--- START ---
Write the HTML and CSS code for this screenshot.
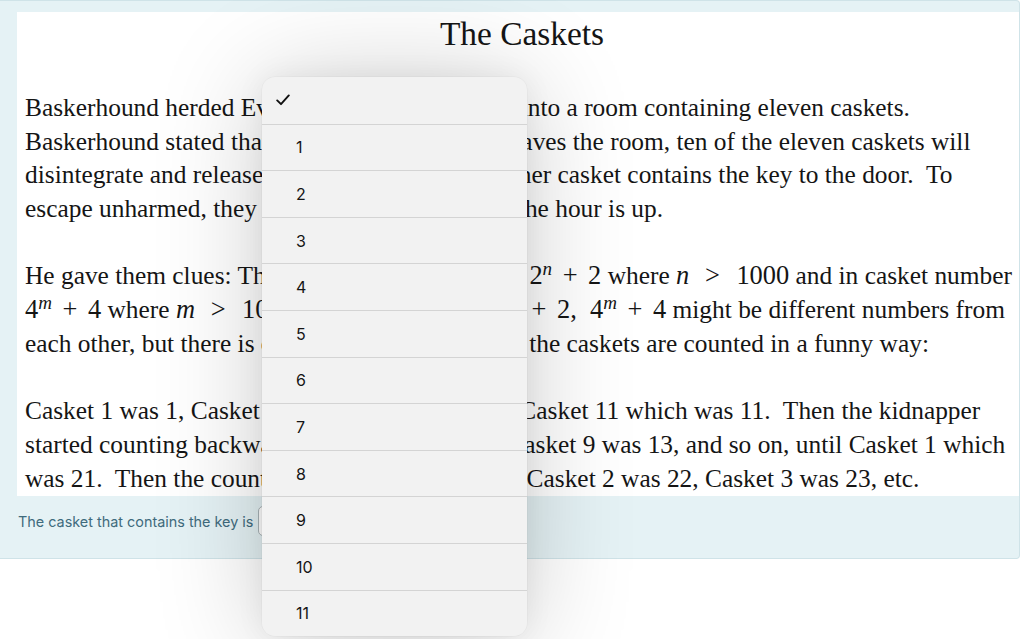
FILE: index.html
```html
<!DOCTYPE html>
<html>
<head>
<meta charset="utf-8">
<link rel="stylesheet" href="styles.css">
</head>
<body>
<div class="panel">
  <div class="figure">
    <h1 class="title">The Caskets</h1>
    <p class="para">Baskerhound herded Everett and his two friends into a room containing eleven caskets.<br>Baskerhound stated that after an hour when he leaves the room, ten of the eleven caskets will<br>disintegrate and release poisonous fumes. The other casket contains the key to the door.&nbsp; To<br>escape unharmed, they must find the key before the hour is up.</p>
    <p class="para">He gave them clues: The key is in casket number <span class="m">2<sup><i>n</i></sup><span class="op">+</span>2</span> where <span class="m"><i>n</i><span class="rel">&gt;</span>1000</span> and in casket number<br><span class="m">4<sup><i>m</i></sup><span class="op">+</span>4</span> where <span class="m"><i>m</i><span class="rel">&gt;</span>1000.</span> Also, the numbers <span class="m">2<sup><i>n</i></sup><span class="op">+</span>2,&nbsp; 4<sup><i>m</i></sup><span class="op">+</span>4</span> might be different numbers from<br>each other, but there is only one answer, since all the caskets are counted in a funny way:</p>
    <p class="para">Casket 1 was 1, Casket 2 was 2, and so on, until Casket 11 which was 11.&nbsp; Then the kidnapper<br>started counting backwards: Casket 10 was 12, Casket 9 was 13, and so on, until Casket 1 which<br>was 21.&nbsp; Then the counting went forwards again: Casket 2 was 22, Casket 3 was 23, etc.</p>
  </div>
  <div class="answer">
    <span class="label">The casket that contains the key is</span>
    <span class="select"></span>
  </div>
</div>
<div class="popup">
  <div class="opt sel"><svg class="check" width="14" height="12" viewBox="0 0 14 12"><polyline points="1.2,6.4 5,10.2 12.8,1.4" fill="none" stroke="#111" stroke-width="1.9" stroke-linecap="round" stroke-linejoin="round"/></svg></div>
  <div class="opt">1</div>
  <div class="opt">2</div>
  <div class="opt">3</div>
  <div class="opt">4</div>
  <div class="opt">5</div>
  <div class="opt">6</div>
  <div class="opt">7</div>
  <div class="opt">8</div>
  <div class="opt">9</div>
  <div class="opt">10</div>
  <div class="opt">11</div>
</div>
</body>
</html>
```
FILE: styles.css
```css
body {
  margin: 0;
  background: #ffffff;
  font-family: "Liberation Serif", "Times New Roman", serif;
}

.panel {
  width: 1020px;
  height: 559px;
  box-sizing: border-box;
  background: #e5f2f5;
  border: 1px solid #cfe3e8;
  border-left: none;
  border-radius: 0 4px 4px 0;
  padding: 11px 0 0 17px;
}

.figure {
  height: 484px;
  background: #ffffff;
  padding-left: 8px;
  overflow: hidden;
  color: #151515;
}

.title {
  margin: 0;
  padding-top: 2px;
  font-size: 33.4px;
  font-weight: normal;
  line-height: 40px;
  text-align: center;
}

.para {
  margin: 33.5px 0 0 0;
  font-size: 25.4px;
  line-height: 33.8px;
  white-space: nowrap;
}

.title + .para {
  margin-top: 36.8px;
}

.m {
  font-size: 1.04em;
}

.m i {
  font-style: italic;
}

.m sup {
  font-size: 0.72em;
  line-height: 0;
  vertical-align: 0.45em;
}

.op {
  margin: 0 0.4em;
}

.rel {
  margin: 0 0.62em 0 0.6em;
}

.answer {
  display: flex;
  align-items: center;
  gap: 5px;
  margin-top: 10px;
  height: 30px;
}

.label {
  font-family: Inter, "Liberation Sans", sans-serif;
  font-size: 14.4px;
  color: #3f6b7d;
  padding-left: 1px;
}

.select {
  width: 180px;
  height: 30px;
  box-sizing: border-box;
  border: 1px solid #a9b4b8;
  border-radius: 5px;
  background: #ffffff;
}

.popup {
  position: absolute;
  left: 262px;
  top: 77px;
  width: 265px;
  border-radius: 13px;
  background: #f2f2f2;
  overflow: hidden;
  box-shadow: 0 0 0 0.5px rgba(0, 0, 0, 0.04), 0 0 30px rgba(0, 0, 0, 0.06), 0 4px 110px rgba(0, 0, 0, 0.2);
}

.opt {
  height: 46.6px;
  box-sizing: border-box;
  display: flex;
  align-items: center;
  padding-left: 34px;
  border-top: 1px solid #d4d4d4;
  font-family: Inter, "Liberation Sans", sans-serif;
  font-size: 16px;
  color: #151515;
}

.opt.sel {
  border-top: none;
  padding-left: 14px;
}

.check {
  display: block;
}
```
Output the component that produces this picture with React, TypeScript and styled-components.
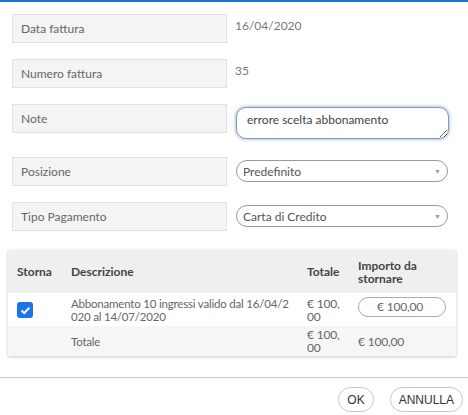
--- END ---
From the records above, pull out every line containing the word "that".

Full answer:
    <p class="para">Baskerhound herded Everett and his two friends into a room containing eleven caskets.<br>Baskerhound stated that after an hour when he leaves the room, ten of the eleven caskets will<br>disintegrate and release poisonous fumes. The other casket contains the key to the door.&nbsp; To<br>escape unharmed, they must find the key before the hour is up.</p>
    <span class="label">The casket that contains the key is</span>
Output the component that produces this picture with React, TypeScript and styled-components.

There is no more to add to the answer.